Return each line that holds the word "Tailwind".

## Rows from a dataset of pages and code
☆ ☆ ☆

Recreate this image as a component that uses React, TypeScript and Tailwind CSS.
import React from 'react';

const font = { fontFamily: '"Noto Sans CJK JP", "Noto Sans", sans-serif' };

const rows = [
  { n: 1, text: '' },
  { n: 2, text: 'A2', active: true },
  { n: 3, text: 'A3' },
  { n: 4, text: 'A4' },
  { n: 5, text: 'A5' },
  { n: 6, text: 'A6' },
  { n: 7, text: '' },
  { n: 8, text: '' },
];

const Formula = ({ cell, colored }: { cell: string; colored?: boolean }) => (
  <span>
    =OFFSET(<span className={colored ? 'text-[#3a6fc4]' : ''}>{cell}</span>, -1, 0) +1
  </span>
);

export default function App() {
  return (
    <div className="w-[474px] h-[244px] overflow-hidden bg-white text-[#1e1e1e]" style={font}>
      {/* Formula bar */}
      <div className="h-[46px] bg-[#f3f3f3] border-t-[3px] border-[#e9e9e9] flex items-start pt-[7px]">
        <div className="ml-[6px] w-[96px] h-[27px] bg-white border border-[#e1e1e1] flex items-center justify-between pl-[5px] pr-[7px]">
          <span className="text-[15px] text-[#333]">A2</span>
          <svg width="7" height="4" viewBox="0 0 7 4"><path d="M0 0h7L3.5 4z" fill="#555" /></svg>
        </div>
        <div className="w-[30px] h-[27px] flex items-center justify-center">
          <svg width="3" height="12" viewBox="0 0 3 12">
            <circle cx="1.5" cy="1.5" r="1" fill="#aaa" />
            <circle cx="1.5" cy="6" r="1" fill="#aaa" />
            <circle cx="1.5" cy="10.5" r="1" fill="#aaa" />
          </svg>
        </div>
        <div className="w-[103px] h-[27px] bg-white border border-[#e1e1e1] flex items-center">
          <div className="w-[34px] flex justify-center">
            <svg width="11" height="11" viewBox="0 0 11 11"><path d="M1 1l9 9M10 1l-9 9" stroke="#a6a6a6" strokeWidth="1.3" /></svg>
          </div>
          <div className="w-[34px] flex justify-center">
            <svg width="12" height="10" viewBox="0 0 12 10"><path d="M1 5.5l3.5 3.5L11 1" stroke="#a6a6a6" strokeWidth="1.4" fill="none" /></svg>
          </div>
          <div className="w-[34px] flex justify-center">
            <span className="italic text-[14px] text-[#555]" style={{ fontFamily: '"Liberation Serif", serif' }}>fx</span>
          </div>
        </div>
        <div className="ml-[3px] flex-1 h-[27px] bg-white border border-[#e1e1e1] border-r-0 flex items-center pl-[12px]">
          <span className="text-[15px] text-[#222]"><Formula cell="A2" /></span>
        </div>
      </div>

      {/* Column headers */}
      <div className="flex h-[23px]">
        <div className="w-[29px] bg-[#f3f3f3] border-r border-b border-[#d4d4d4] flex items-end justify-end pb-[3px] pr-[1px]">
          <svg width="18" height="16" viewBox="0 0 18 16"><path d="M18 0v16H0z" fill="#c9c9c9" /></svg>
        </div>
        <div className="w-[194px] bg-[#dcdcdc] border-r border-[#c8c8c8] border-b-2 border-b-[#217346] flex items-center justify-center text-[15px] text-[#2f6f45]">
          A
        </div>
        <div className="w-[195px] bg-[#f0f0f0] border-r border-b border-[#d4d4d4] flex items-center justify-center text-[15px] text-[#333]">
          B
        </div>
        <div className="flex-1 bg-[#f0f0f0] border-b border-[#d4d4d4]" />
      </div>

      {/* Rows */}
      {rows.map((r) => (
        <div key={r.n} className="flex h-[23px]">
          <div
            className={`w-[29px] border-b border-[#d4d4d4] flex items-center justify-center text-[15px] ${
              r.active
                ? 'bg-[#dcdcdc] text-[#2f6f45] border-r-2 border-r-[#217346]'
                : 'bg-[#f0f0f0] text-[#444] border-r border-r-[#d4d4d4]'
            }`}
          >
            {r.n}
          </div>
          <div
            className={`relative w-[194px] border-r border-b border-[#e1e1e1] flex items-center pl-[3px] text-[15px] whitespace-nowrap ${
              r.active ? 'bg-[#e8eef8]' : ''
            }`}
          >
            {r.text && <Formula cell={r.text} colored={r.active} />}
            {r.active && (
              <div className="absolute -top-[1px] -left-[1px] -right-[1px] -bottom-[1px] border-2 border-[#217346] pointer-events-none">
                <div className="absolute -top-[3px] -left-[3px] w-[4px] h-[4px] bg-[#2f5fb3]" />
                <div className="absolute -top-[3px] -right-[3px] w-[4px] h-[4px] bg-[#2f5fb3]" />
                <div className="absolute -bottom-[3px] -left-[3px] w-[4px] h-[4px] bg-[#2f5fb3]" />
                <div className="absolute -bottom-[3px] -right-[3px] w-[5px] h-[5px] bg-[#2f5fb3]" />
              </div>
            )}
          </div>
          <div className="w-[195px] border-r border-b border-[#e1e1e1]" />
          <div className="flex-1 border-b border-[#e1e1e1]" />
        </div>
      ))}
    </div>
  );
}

☆ ☆ ☆

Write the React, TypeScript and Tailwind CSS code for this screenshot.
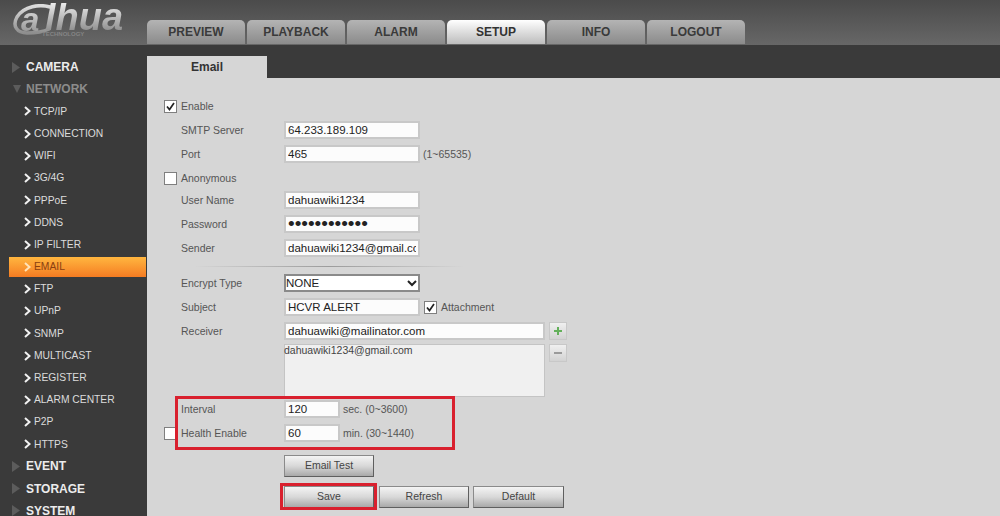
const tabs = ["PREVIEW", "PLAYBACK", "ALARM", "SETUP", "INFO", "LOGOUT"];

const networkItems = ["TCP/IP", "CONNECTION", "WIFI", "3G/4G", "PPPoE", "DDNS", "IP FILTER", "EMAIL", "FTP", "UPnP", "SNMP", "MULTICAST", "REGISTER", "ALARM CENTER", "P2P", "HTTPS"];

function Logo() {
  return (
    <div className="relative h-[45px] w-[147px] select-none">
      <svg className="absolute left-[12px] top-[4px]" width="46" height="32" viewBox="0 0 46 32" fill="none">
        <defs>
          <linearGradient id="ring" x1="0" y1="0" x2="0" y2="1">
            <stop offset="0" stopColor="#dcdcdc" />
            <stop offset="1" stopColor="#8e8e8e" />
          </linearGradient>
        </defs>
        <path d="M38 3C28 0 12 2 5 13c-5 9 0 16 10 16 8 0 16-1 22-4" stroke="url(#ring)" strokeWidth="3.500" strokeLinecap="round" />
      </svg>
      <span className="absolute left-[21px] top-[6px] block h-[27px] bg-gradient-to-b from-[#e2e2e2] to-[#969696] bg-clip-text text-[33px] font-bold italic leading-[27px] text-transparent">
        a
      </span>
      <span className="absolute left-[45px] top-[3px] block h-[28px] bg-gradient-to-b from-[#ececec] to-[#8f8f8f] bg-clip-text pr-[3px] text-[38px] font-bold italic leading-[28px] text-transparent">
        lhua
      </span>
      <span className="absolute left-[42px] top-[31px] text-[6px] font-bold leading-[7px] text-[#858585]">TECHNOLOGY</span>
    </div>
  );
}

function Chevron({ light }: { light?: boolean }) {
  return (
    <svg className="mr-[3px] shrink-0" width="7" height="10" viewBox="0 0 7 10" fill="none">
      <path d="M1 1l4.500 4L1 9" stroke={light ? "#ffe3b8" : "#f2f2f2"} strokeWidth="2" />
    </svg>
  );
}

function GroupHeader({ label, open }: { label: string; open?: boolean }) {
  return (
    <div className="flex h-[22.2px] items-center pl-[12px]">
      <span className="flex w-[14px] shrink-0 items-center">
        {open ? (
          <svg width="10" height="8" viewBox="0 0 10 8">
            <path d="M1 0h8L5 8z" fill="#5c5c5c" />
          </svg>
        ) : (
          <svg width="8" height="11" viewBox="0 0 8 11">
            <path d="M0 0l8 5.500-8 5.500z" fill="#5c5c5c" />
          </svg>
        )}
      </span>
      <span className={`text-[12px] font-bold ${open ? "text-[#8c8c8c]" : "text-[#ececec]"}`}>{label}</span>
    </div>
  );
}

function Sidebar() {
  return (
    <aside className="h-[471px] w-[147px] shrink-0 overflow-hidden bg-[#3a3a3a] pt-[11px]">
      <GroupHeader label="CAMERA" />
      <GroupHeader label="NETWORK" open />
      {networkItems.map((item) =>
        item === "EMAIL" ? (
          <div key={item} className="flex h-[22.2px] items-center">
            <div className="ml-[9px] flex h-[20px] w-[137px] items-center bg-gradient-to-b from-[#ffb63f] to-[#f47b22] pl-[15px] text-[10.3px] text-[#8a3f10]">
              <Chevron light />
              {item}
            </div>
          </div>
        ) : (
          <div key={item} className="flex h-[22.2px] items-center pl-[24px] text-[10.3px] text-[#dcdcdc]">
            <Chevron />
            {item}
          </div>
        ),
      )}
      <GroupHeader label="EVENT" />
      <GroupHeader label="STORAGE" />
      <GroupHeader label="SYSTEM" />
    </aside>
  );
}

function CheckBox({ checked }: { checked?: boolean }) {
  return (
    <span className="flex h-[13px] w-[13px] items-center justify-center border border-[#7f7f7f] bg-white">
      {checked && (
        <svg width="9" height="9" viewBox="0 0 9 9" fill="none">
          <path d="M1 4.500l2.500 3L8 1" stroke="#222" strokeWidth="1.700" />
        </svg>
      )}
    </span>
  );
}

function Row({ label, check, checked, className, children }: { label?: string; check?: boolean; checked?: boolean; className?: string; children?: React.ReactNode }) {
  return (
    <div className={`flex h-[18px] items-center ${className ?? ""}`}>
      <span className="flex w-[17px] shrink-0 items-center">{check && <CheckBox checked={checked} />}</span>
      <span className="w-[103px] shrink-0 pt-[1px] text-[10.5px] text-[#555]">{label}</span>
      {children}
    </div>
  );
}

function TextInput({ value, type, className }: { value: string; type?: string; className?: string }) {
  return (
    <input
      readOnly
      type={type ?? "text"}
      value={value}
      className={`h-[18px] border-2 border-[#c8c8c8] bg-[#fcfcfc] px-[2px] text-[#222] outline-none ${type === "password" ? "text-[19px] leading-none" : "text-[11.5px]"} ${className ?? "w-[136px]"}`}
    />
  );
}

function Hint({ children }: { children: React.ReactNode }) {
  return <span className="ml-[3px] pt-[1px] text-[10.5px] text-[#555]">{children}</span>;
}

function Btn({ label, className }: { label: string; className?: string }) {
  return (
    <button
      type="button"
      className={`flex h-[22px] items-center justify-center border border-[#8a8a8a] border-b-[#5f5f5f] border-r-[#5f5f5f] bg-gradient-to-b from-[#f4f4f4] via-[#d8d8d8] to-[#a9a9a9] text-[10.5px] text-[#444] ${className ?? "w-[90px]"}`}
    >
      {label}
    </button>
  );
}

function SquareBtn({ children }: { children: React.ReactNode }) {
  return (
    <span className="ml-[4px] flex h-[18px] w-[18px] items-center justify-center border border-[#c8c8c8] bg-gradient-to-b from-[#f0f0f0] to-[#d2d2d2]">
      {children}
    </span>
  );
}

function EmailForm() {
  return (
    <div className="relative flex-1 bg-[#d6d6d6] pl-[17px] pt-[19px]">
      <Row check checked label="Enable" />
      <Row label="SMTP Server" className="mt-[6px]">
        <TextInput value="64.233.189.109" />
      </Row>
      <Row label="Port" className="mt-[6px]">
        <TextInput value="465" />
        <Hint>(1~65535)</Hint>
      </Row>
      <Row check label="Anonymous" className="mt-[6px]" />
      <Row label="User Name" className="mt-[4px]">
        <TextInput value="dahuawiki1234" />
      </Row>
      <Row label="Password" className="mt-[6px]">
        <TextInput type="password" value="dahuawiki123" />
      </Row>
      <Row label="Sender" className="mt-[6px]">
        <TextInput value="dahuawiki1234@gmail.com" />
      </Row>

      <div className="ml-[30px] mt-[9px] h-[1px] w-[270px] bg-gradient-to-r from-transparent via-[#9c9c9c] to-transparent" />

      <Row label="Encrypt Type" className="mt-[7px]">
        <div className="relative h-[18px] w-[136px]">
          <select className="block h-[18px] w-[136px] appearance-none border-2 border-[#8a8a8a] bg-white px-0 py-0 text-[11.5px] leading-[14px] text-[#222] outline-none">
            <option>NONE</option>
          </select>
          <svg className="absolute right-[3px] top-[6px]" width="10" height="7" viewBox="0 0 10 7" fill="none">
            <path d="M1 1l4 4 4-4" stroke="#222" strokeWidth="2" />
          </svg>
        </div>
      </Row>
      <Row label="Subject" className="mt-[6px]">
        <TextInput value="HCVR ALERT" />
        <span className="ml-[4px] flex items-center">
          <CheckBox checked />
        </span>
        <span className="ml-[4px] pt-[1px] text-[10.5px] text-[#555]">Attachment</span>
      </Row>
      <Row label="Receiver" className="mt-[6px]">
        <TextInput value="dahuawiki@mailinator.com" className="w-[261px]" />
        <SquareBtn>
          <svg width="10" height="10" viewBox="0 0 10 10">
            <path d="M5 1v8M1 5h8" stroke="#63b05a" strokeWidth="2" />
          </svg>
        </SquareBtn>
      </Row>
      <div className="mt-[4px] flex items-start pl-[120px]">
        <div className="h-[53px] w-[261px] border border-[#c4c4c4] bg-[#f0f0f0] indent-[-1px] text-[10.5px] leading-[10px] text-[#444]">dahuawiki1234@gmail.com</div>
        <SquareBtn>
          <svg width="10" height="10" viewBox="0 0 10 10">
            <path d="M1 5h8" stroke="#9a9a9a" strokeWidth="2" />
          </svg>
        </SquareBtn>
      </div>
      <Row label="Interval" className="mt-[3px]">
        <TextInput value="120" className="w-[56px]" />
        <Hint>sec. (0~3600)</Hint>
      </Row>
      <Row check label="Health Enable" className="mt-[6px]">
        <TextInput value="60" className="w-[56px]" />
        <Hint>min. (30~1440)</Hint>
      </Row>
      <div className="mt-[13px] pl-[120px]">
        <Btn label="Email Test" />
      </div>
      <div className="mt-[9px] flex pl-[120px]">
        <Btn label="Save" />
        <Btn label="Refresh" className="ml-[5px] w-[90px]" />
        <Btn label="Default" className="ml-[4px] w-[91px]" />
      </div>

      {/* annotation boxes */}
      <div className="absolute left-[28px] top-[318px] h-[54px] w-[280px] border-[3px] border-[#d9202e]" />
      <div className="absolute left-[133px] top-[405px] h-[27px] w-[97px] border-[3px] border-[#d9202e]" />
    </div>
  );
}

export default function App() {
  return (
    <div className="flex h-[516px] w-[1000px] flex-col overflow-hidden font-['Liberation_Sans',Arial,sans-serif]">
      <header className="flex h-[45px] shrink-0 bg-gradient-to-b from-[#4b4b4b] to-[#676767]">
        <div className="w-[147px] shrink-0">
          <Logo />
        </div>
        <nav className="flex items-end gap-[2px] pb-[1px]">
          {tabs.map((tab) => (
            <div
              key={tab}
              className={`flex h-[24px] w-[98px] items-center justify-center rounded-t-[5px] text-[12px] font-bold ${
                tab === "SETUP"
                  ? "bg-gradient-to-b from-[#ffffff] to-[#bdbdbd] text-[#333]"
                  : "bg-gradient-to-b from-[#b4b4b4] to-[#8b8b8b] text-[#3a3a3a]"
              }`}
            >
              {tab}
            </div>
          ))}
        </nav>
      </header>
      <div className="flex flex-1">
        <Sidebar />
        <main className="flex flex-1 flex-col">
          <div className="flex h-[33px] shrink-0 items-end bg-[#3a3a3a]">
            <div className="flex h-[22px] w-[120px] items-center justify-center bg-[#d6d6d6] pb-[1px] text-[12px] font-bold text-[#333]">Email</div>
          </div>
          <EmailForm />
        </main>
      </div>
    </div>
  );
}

☆ ☆ ☆

## WRITTEN REPLY
Recreate this image as a component that uses React, TypeScript and Tailwind CSS.
Write the React, TypeScript and Tailwind CSS code for this screenshot.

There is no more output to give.